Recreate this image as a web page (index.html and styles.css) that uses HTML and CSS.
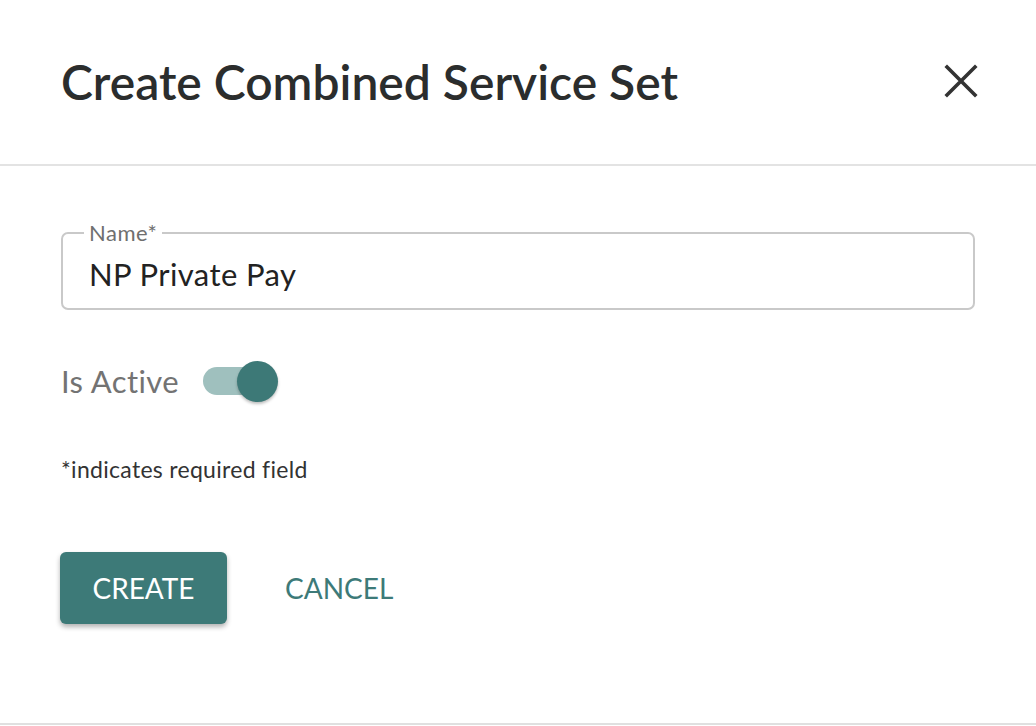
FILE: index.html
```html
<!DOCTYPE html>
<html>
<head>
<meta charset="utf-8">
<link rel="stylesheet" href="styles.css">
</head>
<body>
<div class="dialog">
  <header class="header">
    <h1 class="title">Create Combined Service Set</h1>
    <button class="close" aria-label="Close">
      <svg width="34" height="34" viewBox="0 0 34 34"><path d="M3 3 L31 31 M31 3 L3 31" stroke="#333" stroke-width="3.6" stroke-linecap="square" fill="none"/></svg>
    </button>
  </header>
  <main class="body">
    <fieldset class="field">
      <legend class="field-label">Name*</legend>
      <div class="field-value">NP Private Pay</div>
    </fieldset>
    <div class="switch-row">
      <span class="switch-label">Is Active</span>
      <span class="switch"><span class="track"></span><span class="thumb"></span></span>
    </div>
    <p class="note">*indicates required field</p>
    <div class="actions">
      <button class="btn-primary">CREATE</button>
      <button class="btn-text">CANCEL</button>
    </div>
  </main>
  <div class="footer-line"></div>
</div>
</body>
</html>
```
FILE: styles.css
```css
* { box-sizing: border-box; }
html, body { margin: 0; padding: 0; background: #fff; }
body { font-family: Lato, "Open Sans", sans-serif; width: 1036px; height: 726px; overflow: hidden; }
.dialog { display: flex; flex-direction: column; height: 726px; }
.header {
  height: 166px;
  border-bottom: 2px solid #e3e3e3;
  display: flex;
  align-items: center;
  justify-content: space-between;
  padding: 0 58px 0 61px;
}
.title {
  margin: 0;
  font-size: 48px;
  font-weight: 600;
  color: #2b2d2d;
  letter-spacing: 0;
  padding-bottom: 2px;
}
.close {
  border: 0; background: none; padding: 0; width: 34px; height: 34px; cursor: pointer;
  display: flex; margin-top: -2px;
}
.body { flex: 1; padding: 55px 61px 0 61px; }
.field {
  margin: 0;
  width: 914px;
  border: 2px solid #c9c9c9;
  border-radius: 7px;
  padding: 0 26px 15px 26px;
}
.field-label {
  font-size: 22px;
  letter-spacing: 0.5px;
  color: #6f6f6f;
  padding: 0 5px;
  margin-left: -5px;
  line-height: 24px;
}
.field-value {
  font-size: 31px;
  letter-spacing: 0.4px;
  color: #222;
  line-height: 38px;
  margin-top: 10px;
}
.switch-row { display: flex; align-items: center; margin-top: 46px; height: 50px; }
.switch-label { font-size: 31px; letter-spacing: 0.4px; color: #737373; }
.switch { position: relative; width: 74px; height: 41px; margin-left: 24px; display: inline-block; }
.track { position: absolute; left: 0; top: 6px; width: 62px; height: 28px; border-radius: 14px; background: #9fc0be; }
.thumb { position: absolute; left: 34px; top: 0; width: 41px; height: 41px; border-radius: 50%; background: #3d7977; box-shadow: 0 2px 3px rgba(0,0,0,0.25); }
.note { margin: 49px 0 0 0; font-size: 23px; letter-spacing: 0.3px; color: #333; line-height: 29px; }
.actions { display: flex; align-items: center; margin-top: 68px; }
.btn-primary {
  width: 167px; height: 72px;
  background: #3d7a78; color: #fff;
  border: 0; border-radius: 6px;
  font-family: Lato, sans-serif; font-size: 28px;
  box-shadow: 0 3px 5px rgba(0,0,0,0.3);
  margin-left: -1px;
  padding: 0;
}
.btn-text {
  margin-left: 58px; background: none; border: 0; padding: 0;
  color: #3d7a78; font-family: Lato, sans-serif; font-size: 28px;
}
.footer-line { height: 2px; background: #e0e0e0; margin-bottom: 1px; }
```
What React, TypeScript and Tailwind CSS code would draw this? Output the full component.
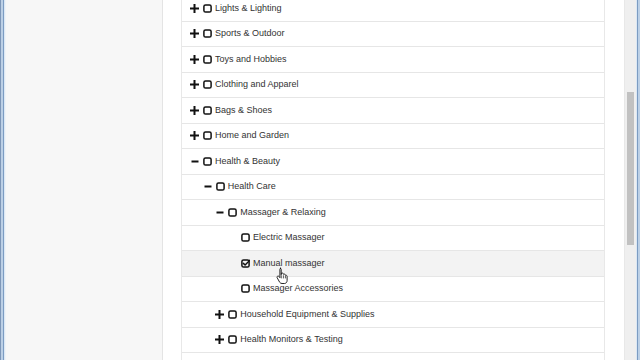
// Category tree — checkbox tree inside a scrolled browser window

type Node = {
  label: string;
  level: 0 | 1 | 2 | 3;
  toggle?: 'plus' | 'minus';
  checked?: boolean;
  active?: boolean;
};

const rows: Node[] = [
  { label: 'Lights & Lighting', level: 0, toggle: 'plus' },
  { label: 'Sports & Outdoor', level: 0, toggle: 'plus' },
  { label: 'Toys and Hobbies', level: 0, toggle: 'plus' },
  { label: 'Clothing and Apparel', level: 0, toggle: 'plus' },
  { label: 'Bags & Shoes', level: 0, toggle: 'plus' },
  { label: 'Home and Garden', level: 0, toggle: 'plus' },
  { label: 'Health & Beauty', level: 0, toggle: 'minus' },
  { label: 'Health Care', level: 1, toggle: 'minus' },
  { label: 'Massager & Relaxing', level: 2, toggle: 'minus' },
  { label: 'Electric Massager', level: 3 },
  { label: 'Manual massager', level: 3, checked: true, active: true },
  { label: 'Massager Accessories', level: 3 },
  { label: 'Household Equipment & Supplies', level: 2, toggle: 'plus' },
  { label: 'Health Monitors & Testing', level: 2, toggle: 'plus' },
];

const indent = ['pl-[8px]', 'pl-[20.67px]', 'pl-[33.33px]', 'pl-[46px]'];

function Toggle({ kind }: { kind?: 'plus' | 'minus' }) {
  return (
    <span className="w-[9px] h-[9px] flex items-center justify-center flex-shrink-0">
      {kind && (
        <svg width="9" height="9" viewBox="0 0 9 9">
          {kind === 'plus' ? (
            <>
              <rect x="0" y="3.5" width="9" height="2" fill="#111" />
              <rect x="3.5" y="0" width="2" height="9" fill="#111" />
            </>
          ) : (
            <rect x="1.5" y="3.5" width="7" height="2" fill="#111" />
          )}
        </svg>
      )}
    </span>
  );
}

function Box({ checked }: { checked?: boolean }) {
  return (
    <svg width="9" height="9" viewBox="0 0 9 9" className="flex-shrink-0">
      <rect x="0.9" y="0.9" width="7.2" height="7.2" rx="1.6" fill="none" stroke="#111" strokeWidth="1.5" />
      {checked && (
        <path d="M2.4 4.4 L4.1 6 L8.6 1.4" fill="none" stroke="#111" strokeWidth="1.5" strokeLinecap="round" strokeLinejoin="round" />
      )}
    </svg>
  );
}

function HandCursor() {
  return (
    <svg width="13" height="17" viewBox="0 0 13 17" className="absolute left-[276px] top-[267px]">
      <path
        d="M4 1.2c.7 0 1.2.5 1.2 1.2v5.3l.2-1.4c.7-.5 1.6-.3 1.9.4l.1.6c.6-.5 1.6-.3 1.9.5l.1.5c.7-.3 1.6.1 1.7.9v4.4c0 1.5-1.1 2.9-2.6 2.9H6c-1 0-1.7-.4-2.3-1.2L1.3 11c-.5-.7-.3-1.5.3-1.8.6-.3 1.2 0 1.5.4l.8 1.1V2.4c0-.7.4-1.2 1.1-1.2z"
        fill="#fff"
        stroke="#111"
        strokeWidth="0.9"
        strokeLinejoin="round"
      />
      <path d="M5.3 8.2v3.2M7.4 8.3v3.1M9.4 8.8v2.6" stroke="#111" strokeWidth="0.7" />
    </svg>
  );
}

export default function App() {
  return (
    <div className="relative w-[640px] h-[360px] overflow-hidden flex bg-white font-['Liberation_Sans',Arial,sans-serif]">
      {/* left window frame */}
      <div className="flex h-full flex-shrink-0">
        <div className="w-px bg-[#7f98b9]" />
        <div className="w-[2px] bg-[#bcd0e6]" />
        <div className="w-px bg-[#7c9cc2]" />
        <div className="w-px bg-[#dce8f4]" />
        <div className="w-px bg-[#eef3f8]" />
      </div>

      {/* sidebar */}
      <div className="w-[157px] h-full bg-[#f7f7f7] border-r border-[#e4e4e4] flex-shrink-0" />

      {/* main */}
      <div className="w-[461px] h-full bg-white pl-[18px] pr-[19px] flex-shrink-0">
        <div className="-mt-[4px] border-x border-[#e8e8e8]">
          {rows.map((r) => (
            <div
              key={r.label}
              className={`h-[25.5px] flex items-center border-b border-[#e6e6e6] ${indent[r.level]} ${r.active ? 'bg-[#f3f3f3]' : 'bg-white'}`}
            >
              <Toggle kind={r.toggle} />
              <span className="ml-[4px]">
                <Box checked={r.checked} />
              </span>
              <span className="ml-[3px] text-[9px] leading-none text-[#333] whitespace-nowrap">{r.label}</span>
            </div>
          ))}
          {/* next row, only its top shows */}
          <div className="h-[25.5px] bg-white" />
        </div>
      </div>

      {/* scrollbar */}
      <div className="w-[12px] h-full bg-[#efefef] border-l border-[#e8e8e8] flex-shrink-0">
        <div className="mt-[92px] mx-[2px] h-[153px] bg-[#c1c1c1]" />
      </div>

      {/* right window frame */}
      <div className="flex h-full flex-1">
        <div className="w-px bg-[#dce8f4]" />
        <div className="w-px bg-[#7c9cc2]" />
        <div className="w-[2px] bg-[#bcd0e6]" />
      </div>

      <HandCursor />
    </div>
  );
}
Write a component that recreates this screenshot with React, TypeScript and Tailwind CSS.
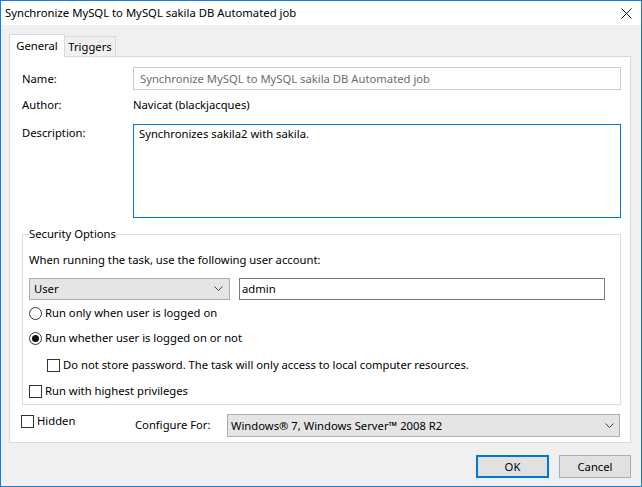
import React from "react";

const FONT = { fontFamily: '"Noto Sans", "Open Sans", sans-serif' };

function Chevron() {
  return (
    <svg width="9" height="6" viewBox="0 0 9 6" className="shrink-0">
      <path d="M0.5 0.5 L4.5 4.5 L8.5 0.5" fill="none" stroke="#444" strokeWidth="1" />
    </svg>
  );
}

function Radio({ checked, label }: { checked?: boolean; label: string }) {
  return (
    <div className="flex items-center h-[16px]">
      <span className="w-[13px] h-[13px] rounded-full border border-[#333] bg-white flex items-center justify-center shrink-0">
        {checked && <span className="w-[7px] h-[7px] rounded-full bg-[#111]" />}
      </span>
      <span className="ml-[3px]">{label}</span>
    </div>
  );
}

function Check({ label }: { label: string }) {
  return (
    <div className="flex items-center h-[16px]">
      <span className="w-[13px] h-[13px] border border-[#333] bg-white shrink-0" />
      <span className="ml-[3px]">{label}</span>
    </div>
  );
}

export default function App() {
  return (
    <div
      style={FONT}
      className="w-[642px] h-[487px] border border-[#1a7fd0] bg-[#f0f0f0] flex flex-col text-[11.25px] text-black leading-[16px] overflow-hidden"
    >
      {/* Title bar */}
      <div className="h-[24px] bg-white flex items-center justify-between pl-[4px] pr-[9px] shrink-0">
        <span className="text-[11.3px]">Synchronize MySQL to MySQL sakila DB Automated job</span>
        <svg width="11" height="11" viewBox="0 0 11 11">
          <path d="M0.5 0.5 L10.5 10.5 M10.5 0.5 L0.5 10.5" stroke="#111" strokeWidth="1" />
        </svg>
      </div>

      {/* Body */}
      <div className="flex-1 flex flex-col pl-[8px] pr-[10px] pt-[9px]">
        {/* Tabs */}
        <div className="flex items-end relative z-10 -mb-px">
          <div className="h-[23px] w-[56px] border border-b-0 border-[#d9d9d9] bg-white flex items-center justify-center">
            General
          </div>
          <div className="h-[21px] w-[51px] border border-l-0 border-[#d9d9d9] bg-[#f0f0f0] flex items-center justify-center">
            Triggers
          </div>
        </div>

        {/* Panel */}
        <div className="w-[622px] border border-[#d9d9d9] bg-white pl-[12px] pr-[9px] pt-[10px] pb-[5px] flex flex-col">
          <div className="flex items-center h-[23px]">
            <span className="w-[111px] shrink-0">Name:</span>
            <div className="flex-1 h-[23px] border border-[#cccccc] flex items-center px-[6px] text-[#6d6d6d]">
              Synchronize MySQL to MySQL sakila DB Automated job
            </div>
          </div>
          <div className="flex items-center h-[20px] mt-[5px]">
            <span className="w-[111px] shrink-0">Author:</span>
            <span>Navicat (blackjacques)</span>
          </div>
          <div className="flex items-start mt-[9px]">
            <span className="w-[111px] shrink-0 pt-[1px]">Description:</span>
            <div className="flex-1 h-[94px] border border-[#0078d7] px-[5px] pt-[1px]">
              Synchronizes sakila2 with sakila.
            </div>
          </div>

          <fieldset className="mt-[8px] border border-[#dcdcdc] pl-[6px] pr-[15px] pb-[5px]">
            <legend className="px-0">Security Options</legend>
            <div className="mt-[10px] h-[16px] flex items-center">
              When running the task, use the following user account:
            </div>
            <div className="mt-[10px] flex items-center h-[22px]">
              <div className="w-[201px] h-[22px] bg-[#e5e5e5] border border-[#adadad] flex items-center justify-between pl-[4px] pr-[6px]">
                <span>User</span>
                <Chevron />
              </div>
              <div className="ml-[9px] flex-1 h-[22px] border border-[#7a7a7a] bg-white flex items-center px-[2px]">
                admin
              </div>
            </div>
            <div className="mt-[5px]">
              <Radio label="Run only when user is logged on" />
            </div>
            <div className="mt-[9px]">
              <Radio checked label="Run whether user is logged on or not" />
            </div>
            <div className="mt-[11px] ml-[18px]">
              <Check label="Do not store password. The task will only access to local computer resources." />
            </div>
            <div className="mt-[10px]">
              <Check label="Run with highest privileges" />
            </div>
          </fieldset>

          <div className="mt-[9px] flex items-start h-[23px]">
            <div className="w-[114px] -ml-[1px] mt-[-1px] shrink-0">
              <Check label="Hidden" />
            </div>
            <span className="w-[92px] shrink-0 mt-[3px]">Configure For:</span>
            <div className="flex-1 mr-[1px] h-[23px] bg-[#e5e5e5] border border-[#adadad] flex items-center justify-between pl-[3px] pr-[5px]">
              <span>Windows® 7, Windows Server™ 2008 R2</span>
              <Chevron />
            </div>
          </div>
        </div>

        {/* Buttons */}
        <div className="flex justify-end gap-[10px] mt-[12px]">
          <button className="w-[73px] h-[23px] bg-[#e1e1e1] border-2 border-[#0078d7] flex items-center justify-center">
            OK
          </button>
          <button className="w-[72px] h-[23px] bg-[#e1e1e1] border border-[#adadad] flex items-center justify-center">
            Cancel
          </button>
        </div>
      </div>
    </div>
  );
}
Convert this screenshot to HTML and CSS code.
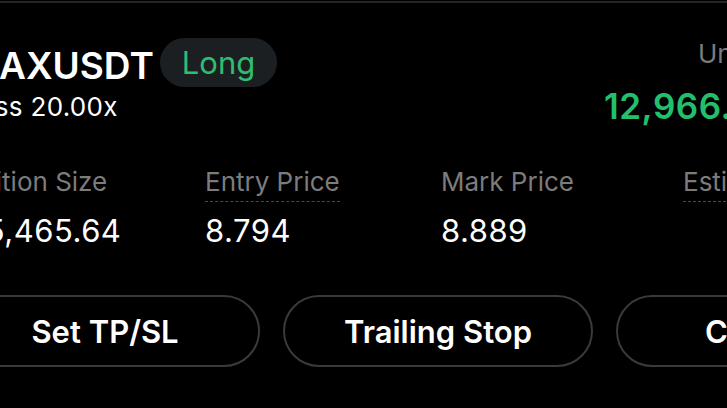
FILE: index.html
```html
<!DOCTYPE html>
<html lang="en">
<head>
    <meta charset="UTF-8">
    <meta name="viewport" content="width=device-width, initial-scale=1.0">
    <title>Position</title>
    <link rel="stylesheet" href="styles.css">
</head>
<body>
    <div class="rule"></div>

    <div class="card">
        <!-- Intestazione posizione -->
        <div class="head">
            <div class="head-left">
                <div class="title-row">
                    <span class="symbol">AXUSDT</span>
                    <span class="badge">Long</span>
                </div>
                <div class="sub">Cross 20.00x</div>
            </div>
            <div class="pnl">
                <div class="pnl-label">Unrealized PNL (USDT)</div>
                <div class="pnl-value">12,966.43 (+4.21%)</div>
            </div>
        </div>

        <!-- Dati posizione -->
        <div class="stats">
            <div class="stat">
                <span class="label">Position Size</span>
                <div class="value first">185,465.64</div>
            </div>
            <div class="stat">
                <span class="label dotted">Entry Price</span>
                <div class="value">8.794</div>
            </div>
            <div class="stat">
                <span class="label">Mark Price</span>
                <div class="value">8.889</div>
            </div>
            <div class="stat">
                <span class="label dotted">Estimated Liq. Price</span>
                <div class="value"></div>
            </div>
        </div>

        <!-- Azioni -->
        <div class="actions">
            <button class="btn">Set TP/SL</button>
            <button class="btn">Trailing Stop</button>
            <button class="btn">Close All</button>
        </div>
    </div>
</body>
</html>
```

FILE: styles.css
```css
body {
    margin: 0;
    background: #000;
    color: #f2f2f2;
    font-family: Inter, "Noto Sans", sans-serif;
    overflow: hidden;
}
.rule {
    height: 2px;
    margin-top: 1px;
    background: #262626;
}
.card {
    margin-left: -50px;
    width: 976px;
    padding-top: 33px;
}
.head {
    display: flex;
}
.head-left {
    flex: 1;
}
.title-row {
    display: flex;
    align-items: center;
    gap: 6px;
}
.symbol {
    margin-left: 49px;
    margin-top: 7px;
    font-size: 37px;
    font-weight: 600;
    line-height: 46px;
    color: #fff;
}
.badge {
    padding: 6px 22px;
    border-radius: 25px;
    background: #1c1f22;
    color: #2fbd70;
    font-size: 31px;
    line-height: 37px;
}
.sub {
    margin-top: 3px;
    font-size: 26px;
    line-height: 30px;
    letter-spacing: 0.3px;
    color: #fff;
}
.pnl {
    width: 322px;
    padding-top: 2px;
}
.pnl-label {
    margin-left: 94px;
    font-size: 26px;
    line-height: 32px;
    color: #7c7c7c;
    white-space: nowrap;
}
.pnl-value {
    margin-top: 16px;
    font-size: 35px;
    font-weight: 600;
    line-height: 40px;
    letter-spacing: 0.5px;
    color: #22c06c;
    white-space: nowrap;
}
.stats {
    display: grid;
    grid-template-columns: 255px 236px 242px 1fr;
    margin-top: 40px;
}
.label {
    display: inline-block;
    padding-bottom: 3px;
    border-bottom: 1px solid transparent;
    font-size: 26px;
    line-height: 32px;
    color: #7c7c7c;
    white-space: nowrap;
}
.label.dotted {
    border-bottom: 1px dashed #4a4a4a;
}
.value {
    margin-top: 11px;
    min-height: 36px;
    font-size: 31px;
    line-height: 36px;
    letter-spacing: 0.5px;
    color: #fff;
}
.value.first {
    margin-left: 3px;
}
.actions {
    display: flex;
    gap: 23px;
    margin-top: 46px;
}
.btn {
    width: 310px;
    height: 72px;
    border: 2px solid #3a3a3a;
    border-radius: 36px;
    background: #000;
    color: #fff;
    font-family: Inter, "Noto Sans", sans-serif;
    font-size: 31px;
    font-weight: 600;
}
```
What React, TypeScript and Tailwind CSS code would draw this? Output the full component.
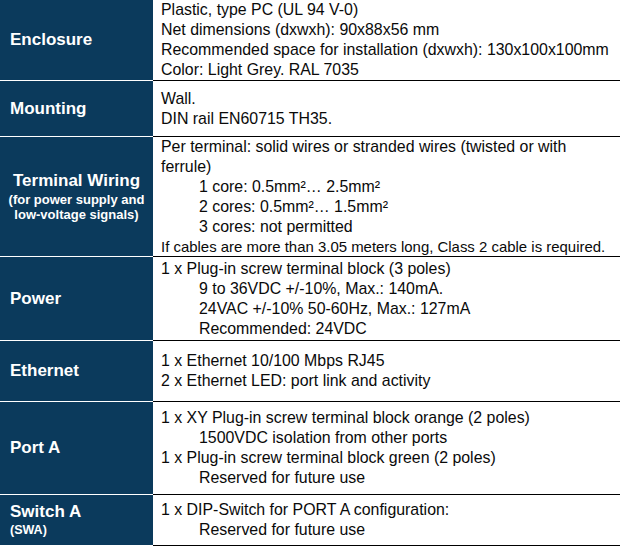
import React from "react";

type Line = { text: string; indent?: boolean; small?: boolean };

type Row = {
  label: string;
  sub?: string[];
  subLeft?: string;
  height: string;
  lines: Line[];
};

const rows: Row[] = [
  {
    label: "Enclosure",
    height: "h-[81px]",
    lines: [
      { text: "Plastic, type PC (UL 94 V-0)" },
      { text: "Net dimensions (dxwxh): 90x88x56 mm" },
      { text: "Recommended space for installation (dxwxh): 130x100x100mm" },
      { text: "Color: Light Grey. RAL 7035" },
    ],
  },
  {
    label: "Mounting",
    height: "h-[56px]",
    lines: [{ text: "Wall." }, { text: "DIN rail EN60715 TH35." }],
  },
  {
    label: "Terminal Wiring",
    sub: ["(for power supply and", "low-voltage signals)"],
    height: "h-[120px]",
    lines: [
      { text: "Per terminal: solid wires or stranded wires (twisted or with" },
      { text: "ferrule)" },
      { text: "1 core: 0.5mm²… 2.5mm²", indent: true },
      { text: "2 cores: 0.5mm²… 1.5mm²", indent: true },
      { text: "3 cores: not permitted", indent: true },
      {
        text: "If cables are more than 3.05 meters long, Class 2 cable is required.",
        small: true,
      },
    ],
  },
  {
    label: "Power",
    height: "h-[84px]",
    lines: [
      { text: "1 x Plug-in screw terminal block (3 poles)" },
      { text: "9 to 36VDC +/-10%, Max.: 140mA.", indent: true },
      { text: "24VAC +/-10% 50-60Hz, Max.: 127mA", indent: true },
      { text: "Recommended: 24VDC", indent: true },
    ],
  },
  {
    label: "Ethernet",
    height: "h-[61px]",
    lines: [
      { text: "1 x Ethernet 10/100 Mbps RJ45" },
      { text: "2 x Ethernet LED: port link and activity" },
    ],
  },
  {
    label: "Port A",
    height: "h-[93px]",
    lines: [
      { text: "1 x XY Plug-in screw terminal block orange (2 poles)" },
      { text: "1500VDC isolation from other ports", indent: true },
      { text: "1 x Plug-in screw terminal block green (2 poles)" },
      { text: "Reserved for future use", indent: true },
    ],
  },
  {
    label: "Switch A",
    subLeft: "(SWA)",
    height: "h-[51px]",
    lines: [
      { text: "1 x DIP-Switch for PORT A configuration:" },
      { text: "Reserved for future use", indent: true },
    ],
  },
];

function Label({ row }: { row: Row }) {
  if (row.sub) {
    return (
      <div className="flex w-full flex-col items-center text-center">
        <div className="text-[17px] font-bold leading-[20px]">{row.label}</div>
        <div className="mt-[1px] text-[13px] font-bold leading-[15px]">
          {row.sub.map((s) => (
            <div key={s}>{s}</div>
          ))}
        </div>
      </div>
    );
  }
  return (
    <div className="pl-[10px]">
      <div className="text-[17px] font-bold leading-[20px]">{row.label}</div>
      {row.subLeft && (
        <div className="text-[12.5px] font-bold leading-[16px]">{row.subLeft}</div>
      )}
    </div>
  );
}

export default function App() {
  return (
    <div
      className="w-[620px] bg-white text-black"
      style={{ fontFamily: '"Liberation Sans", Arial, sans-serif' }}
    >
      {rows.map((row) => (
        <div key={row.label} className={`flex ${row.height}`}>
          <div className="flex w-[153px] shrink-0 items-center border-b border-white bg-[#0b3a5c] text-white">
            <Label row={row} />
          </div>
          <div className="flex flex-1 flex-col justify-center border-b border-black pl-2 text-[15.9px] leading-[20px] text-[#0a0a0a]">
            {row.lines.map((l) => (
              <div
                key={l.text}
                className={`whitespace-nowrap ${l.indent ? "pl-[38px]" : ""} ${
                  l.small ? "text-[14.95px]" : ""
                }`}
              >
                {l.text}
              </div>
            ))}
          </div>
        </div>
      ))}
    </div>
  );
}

» WORK TO BE COMPLETED
Your task is to gather all lines from the entries above that hold the word "this".

» FINAL RESULT
Recreate this image as a web page (index.html and styles.css) that uses HTML and CSS.
What React, TypeScript and Tailwind CSS code would draw this? Output the full component.
Write a component that recreates this screenshot with React, TypeScript and Tailwind CSS.
Convert this screenshot to HTML and CSS code.
What React, TypeScript and Tailwind CSS code would draw this? Output the full component.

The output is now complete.